Pickerel with Lemon Mushroom Sauce

Succulent pickerel is widely regarded as one of Canada's best fish. On the lakes of northern Saskatchewan, locals catch their own to pan-fry, but visitors make a point of stopping by Amy's for this dish by chef James Smith. You can also use trout, whitefish or perch.

(Amy's on Second, Prince Albert, Sask.)

1/4 cup All-purpose flour 50 mL
2 tablespoon Chopped fresh dill (or 1 tsp/5 mL dried dillweed) 25 mL
Pinch Each salt and pepper
2 Pickerel fillets (unskinned), about 1-1/4 lb (625 g)
2 tablespoon Butter 25 mL
1/4 cup Lemon juice 50 mL

1 tablespoon Butter 15 mL
1 cup Finely chopped mushrooms 250 mL
1/4 cup Chopped onion 50 mL
1 Clove garlic, minced
1/2 cup Whipping cream 125 mL
1 tablespoon Lemon juice 15 mL
Pinch Salt

Lemon Mushroom Sauce:
In small saucepan, melt butter over medium heat; cook mushrooms and onion, stirring occasionally, for about 5 minutes or until onion is softened. Add garlic, cream, lemon juice and salt; cook, stirring occasionally, for about 5 minutes or until reduced to half and thickened enough to coat back of spoon. Keep warm.

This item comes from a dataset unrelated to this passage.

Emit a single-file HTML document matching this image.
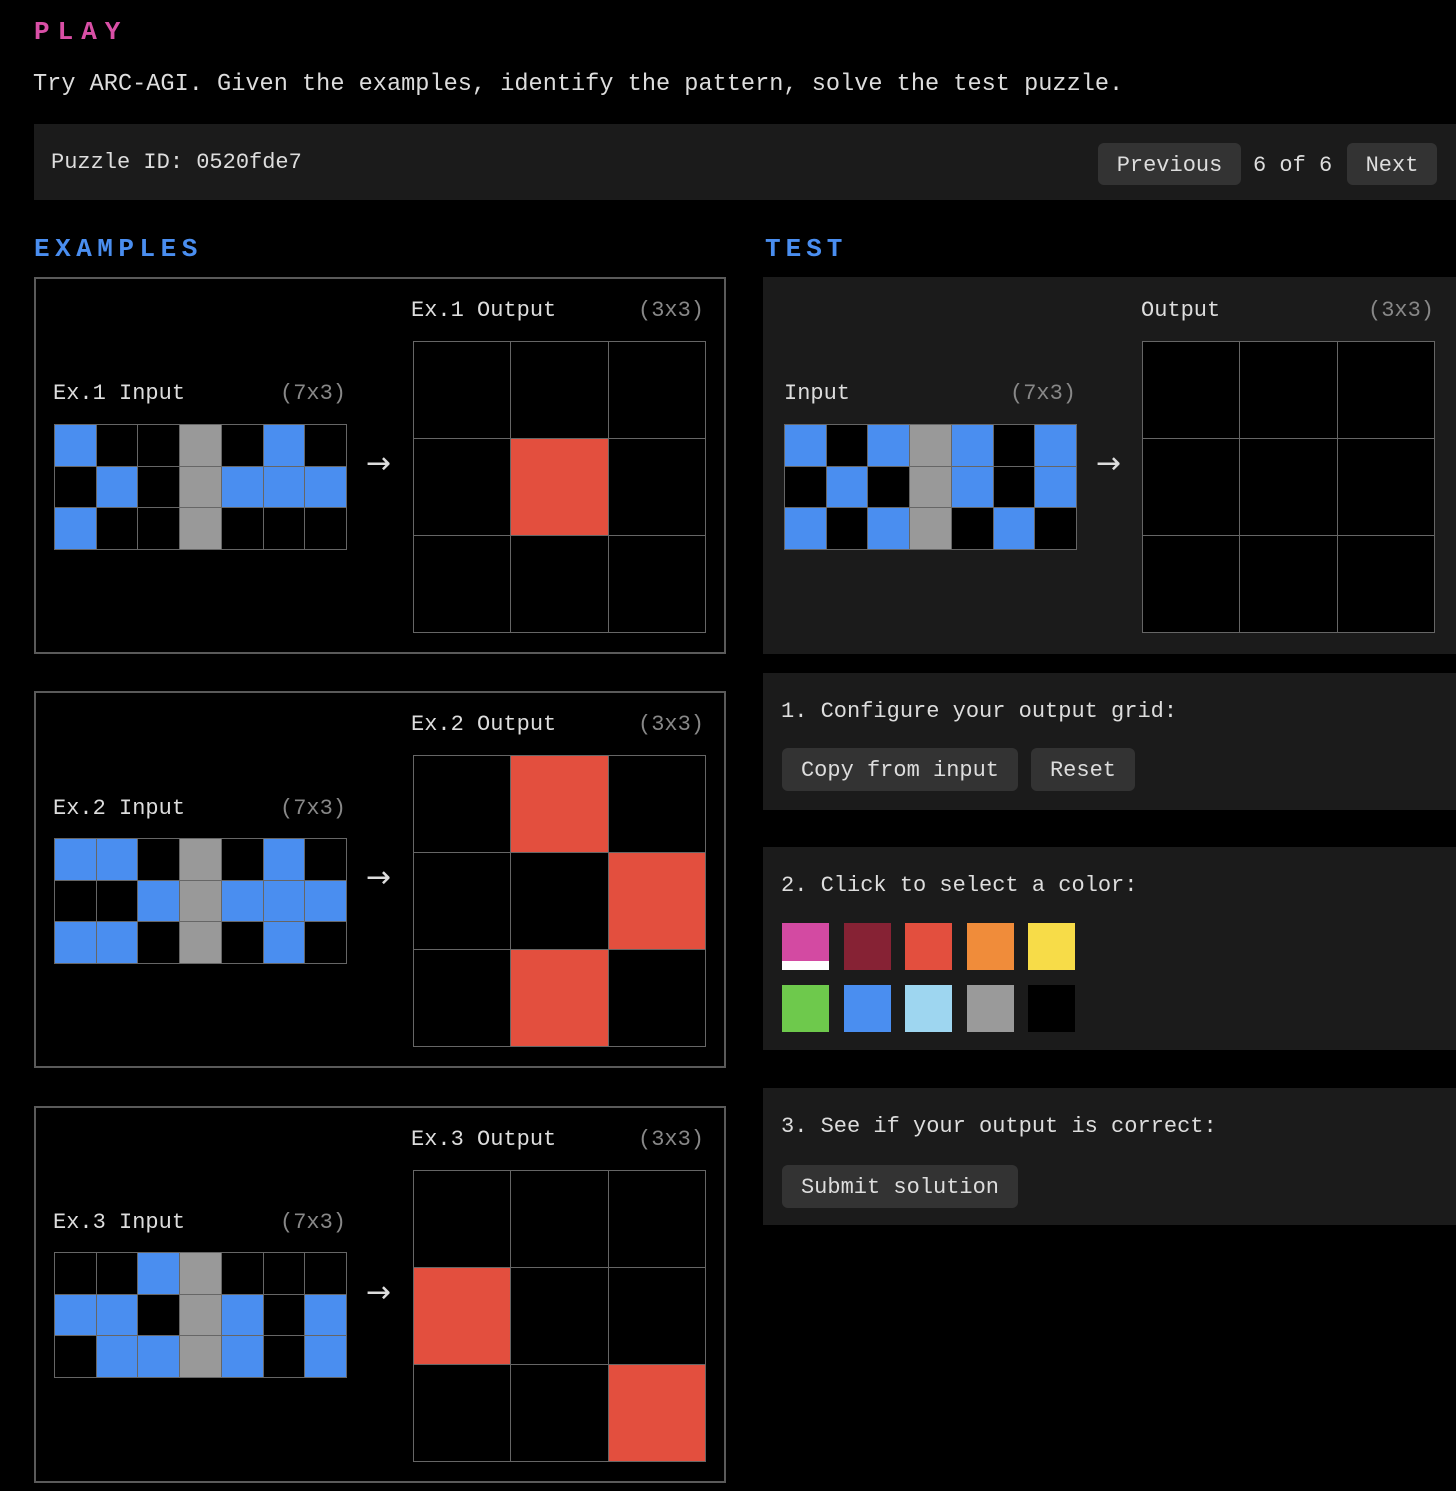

In shallow dish, mix together flour, dill, salt and pepper; gently press fillets into flour mixture, turning to coat and shaking off excess. In large skillet, melt butter over medium heat; cook fillets, skin side up, for 4 minutes. Turn and sprinkle with lemon juice; cook for about 3 minutes or until fish flakes easily when tested with fork. Serve with sauce.

Makes 4 servings.

Per serving: about 330 cal, 26 g pro, 21 g total fat (12 g sat. fat), 8 g carb, 1 g fibre, 172 mg chol, 169 mg sodium. % RDI: 15% calcium, 14% iron, 21% vit A, 10% vit C, 8% folate.